In time, he tried to produce his own materials, with varying degrees of success. He leased a huge plot of farmland in Hokkaido, that big, open, northernmost island, and started a dairy farm in order to make his own cheese, confident he could do a better job than any domestic producer. He purchased a herd of pedigreed cows and struck a deal with six local farmers to tend his farm while he was in Tokyo, the idea being they would clear the land, feed and milk the cows, and then make the cheese, which he would use in Nicola’s pizza.
Zappetti had constructed an authentic American-style ranch house with five bedrooms and a new state-of-the-art barn and purchased an array of modern equipment, which included five ten-ton Komatsu bulldozers, a tractor, a pickup, a jeep, a snowmobile and assorted other trucks. He even sent his farmers to bulldozer school.
Nobody had bothered to tell him that there was clay under the topsoil, which meant that it would be impossible to grow anything for the cows to eat, and that consequently Zappetti would have to buy all his feed. Or that sinkholes would appear as the hired hands began clearing the land – one of them swallowing up an entire bulldozer. And when his crew of farmers finally got around to making the cheese, it was all but inedible, which may or may not have had something to do with the fact that Zappetti’s cows were beginning to keel over and die. A veterinar
ian from the local Farmers Association identified the malady by pointing to the word ‘neglect’ in his Sanseido Japanese-English dictionary, hinting that the local farmers spent more time in the master’s whiskey cabinet than they did tending to his livestock.
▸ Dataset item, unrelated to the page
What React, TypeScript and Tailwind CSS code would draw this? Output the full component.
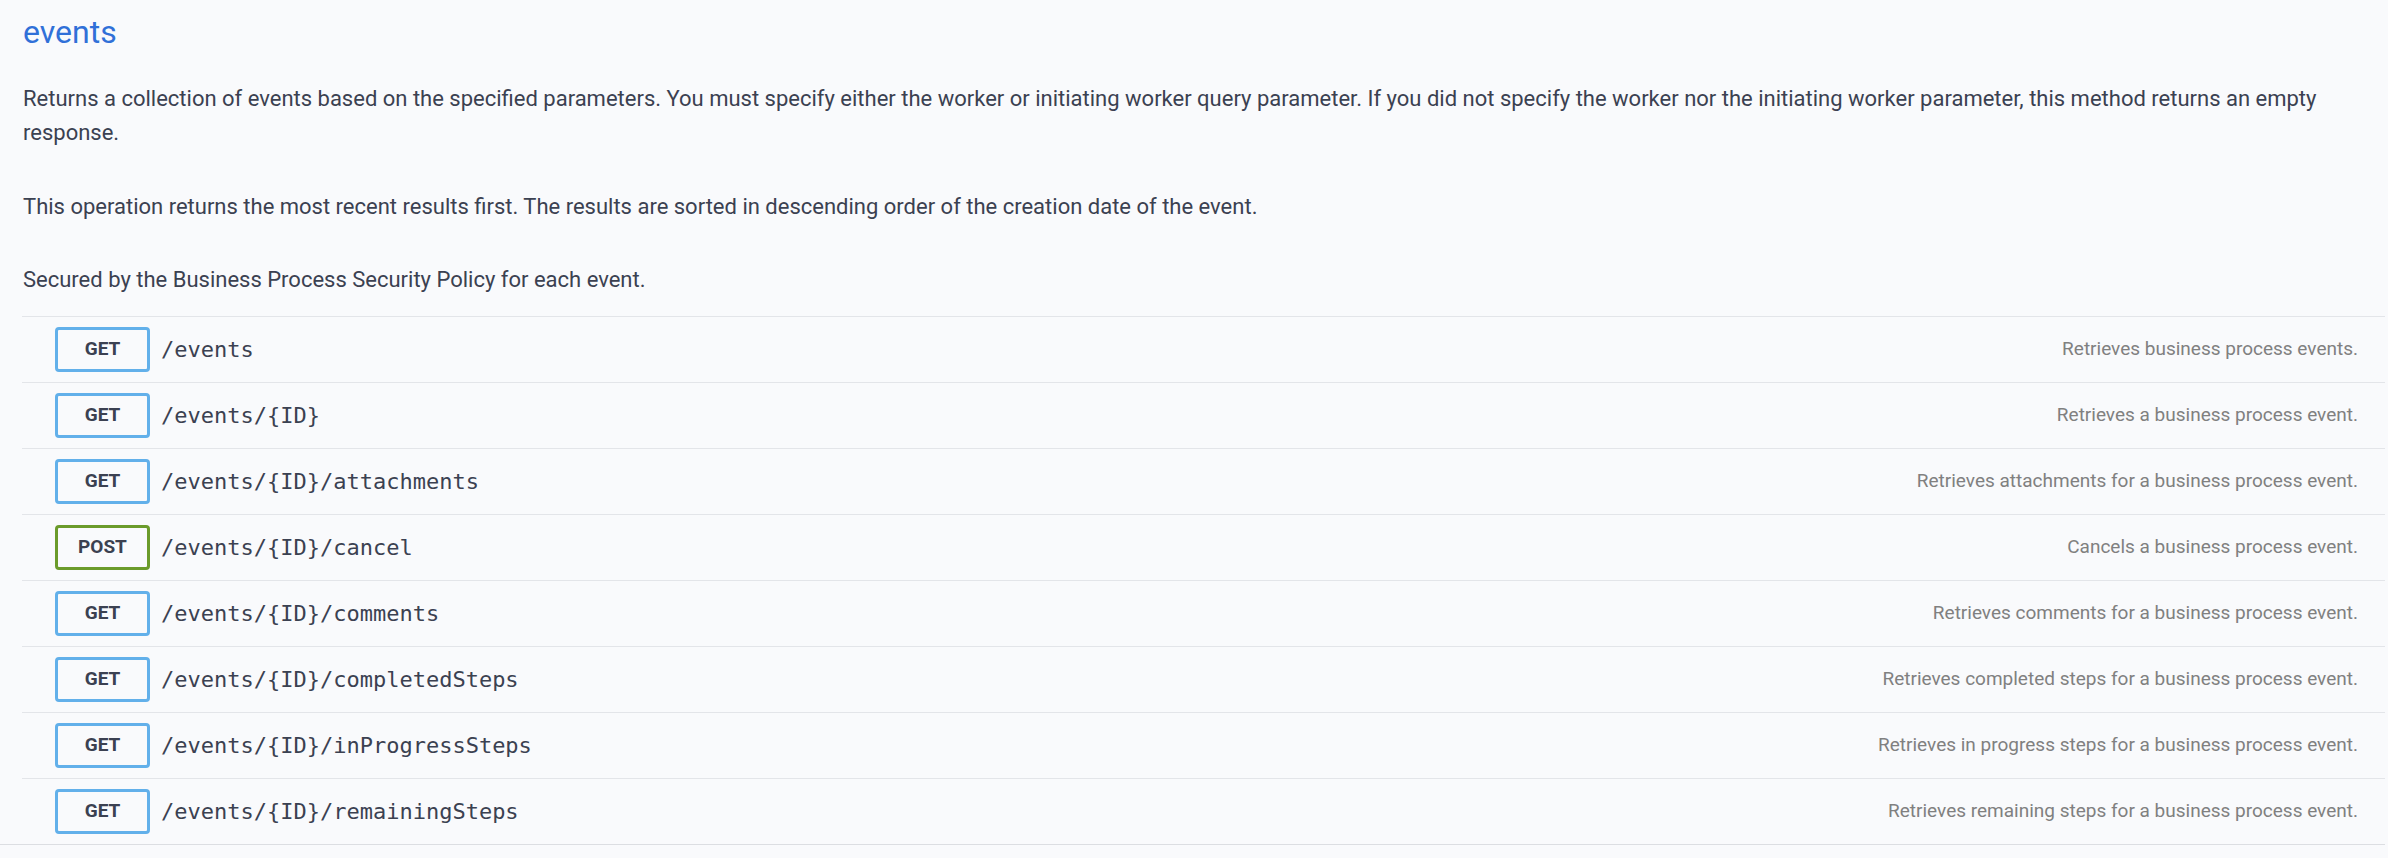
import React from 'react';

type Endpoint = {
  method: 'GET' | 'POST';
  path: string;
  summary: string;
};

const endpoints: Endpoint[] = [
  { method: 'GET', path: '/events', summary: 'Retrieves business process events.' },
  { method: 'GET', path: '/events/{ID}', summary: 'Retrieves a business process event.' },
  { method: 'GET', path: '/events/{ID}/attachments', summary: 'Retrieves attachments for a business process event.' },
  { method: 'POST', path: '/events/{ID}/cancel', summary: 'Cancels a business process event.' },
  { method: 'GET', path: '/events/{ID}/comments', summary: 'Retrieves comments for a business process event.' },
  { method: 'GET', path: '/events/{ID}/completedSteps', summary: 'Retrieves completed steps for a business process event.' },
  { method: 'GET', path: '/events/{ID}/inProgressSteps', summary: 'Retrieves in progress steps for a business process event.' },
  { method: 'GET', path: '/events/{ID}/remainingSteps', summary: 'Retrieves remaining steps for a business process event.' },
];

const MethodBadge: React.FC<{ method: Endpoint['method'] }> = ({ method }) => (
  <span
    className={
      method === 'POST'
        ? 'flex h-[45px] w-[95px] shrink-0 items-center justify-center rounded-[4px] border-[3px] border-[#6b9b2b] text-[19px] font-bold text-[#3b4151]'
        : 'flex h-[45px] w-[95px] shrink-0 items-center justify-center rounded-[4px] border-[3px] border-[#62b0ea] text-[19px] font-bold text-[#3b4151]'
    }
  >
    {method}
  </span>
);

const EndpointRow: React.FC<{ item: Endpoint }> = ({ item }) => (
  <div className="flex h-[66px] items-center border-t border-[#e3e5e9] pl-[33px] pr-[27px]">
    <MethodBadge method={item.method} />
    <span className="ml-[11px] font-['DejaVu_Sans_Mono',monospace] text-[22px] text-[#3b4151]">{item.path}</span>
    <span className="ml-auto text-[19px] text-[#808080]">{item.summary}</span>
  </div>
);

const App: React.FC = () => {
  return (
    <div className="min-h-screen bg-[#f9fafc] font-['Roboto',sans-serif] text-[#3b4151]">
      <div className="mr-[3px] border-b border-[#dcdee2]">
        <div className="px-[23px] pt-[12px]">
          <h2 className="text-[32px] leading-[40px] text-[#3070d8]">events</h2>
          <div className="mt-[30px] pr-[10px] text-[22px] leading-[34px]">
            <p>
              Returns a collection of events based on the specified parameters. You must specify either the worker or
              initiating worker query parameter. If you did not specify the worker nor the initiating worker parameter, this
              method returns an empty response.
            </p>
            <p className="mt-[40px]">
              This operation returns the most recent results first. The results are sorted in descending order of the creation
              date of the event.
            </p>
            <p className="mt-[39px]">Secured by the Business Process Security Policy for each event.</p>
          </div>
        </div>
        <div className="ml-[22px] mt-[19px]">
          {endpoints.map((e) => (
            <EndpointRow key={e.path} item={e} />
          ))}
        </div>
      </div>
    </div>
  );
};

export default App;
In the end, Zappetti was forced to shut down that operation. But a sausage factory he put up outside the city in the town of Atsugi proved less disastrous, and with the economy in overdrive, he continued to prosper. To keep up with demand, he added 3,500 square feet at his main restaurant, then 3,500 more, then put in a parking lot and a mini-sausage factory on the roof of the building in violation of a city ordinance. He hired new chefs, expanded his staff, opened more branches around the city, and built a frozen pizza plant in Yokota, with a fleet of four-ton trucks to deliver the wares.
Money was coming in faster than he could think of ways to dispose of it. He spent as much of every evening as he possibly could in the fleshpots of Akasaka and Roppongi. He boasted that he never went to sleep without a beautiful girl in his arms, sometimes two. The nightclub bartenders grew so accustomed to the concupiscent gaijin tycoon and his conquests that they would automatically point out the newest hostesses whenever he walked through the door.
‘They called me the King of Roppongi,’ he would boast years later. ‘And that’s what I was. I was the richest American in the country. I always had a knockout doll on my arm. And when I walked down the street, everyone turned to look.’